Stored items:
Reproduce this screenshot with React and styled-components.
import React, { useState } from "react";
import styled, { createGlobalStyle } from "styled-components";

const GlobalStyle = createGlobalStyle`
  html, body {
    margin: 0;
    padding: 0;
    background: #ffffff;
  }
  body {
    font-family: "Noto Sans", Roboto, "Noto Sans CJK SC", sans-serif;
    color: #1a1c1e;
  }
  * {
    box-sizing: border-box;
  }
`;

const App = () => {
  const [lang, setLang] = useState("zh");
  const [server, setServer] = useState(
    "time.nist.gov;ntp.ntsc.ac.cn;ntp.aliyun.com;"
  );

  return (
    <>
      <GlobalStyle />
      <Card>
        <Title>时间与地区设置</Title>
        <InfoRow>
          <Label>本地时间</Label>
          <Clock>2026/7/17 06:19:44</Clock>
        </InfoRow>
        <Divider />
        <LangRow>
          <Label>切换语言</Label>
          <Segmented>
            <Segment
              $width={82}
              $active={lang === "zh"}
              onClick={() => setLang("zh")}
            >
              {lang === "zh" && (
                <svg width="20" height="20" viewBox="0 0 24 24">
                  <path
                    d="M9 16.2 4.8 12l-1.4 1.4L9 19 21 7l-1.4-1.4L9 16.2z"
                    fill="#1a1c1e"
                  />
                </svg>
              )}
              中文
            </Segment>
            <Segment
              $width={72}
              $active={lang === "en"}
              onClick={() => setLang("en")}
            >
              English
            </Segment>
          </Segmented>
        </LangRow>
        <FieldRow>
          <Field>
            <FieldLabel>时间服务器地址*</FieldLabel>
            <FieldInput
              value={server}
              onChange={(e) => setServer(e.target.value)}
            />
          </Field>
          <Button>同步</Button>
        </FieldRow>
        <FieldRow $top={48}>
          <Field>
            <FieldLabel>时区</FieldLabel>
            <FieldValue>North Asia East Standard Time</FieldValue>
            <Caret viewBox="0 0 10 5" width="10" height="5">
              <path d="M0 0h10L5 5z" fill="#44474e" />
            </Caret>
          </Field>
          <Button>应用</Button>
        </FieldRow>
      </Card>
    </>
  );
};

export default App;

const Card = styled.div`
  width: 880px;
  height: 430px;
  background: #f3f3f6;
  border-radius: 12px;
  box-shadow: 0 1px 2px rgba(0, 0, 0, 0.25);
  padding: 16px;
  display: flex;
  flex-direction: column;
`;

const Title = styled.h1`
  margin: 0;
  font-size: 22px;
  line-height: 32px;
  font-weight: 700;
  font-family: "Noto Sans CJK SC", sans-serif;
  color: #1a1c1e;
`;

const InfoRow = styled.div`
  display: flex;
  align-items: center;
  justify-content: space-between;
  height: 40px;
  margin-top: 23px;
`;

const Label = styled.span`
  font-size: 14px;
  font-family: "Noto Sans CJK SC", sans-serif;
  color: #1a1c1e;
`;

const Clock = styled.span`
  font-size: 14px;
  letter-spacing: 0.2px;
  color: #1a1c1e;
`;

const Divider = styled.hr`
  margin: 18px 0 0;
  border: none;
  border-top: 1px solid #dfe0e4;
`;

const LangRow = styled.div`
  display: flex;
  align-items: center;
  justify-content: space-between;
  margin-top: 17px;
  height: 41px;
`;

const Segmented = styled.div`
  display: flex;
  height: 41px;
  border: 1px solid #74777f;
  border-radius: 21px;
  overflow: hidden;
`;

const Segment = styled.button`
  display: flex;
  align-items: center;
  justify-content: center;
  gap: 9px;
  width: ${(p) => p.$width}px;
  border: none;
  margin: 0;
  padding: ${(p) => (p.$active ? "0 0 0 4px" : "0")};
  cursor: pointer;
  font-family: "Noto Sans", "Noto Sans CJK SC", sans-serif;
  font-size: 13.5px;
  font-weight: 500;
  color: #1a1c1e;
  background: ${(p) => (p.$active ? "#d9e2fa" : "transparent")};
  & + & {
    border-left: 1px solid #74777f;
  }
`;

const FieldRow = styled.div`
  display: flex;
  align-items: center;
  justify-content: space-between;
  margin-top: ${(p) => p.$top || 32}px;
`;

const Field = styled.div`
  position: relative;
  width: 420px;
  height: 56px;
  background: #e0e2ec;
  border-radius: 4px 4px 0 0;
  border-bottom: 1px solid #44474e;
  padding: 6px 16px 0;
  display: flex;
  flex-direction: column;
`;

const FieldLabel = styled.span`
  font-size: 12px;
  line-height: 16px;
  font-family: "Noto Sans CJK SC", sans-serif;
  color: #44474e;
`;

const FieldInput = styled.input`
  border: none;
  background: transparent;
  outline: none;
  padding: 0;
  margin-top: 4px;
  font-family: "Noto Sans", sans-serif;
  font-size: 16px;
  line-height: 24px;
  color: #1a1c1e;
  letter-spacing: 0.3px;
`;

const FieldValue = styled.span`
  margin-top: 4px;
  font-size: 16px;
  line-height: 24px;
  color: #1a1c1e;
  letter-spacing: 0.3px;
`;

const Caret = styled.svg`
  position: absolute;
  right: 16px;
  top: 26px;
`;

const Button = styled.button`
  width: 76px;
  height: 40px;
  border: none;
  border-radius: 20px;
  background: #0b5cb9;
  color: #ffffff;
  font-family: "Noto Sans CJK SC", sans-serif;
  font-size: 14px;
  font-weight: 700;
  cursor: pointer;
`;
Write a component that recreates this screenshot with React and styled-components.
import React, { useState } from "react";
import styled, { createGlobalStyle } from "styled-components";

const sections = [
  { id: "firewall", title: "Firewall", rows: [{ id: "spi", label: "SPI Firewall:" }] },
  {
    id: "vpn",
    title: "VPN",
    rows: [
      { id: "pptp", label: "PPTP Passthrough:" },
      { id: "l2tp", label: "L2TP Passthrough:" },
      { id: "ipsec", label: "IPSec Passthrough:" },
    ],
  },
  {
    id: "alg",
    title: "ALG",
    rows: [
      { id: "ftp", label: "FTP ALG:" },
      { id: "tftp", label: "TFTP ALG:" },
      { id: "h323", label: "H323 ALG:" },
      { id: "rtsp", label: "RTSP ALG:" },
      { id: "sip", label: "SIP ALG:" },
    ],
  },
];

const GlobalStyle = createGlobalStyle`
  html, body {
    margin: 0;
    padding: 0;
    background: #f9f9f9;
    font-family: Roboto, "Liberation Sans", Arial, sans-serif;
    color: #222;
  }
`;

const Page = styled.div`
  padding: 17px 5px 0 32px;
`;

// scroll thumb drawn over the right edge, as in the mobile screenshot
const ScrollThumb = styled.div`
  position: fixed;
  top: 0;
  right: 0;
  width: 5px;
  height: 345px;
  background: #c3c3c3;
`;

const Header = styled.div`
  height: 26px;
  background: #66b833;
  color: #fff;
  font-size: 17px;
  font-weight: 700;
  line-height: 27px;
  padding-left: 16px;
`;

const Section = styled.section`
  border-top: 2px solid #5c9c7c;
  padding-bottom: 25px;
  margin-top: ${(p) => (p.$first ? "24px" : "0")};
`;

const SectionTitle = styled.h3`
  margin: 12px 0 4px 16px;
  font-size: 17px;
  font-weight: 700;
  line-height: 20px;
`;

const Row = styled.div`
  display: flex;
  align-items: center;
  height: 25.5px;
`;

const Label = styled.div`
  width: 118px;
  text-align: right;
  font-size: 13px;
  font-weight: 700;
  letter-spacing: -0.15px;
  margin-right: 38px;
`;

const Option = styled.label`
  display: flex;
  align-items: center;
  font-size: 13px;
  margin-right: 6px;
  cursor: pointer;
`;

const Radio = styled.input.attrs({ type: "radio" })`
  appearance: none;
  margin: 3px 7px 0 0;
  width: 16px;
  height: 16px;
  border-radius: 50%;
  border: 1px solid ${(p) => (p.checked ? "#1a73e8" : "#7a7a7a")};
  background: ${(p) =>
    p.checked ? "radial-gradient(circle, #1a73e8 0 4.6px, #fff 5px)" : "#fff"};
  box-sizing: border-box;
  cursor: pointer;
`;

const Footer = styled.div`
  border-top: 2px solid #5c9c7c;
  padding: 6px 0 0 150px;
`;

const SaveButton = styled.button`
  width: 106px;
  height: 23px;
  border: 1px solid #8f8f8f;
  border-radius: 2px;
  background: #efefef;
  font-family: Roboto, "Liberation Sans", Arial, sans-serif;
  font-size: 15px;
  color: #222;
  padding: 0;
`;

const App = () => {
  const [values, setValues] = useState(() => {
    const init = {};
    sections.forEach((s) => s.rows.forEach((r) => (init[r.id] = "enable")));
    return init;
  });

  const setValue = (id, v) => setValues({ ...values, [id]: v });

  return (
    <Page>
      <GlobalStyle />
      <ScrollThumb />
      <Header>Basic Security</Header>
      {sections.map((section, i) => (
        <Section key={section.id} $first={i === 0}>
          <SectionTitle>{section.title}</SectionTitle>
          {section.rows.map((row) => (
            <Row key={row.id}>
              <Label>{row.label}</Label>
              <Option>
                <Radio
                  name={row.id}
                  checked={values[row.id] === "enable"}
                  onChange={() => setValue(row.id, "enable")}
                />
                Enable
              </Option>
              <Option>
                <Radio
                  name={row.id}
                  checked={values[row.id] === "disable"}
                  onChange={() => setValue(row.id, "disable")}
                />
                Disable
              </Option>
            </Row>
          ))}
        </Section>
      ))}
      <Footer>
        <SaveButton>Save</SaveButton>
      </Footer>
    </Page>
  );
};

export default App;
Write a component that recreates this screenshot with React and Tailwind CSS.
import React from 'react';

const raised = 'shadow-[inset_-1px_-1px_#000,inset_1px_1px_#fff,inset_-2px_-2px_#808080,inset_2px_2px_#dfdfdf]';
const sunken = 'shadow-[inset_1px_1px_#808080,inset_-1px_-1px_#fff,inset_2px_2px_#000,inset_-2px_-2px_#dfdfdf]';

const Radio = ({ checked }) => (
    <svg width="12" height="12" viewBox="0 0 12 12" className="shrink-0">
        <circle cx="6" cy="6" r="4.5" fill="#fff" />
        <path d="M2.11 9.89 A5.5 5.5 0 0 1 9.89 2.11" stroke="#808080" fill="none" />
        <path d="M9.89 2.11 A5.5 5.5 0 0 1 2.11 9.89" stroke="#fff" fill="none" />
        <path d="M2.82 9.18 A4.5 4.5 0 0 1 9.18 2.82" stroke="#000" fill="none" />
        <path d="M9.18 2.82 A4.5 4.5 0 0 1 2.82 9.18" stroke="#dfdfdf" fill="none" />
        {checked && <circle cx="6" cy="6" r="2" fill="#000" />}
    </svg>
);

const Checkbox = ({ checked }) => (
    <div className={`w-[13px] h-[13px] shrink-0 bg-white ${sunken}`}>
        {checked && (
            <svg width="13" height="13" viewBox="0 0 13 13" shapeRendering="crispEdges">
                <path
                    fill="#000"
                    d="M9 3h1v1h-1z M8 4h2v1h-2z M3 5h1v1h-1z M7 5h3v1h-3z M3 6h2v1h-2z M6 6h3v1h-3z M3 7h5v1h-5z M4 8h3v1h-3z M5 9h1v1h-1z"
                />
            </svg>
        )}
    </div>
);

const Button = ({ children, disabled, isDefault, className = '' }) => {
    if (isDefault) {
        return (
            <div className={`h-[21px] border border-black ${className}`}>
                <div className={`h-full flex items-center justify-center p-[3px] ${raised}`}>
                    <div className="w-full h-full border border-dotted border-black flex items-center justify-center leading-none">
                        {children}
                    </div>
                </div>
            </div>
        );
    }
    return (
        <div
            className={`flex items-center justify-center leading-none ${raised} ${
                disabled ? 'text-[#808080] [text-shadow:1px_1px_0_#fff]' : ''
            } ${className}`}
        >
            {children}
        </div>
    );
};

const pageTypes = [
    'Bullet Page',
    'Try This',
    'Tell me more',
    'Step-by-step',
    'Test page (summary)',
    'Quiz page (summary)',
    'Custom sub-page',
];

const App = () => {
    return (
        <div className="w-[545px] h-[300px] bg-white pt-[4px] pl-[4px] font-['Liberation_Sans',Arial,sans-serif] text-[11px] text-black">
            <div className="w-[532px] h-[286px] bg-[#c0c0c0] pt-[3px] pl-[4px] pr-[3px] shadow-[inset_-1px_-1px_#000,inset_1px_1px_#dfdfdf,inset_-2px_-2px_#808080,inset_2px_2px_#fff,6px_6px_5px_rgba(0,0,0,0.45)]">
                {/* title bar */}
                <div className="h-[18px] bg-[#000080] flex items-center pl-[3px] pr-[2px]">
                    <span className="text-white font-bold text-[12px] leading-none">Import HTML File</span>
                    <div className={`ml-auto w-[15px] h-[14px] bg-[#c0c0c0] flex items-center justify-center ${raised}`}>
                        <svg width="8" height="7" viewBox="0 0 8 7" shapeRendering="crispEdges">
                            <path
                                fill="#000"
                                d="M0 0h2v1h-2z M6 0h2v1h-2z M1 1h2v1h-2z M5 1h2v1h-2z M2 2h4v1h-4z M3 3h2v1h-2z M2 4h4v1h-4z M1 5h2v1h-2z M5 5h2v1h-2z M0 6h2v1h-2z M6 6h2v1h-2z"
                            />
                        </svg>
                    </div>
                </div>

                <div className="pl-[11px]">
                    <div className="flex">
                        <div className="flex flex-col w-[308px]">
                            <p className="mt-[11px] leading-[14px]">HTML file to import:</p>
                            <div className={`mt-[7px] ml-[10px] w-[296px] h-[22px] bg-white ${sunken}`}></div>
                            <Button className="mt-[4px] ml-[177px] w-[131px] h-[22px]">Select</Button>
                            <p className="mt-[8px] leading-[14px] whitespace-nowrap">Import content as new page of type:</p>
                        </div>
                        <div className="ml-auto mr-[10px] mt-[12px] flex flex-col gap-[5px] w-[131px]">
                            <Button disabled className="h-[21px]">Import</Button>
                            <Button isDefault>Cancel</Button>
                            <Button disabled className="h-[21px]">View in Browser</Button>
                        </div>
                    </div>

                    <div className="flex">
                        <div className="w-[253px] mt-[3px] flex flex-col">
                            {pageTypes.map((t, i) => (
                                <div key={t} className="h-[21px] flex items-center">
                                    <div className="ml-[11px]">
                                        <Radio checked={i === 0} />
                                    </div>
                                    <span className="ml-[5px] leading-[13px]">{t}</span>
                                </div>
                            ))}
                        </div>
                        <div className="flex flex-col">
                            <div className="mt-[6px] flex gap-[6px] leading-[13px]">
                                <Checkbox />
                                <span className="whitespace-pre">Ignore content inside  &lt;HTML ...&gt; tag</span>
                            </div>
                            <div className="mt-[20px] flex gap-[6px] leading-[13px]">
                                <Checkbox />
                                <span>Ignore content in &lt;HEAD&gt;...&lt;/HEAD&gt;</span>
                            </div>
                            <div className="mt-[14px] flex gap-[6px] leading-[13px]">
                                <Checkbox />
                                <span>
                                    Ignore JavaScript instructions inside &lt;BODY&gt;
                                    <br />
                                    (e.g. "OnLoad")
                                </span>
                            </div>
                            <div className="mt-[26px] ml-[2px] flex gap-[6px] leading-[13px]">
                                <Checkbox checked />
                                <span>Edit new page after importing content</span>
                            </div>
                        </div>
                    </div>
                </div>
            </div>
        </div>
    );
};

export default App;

The task: From the listing above, copy every line that holds the string "React".

Result of this exercise:
Reproduce this screenshot with React and styled-components.
import React, { useState } from "react";
Write a component that recreates this screenshot with React and styled-components.
import React, { useState } from "react";
Write a component that recreates this screenshot with React and Tailwind CSS.
import React from 'react';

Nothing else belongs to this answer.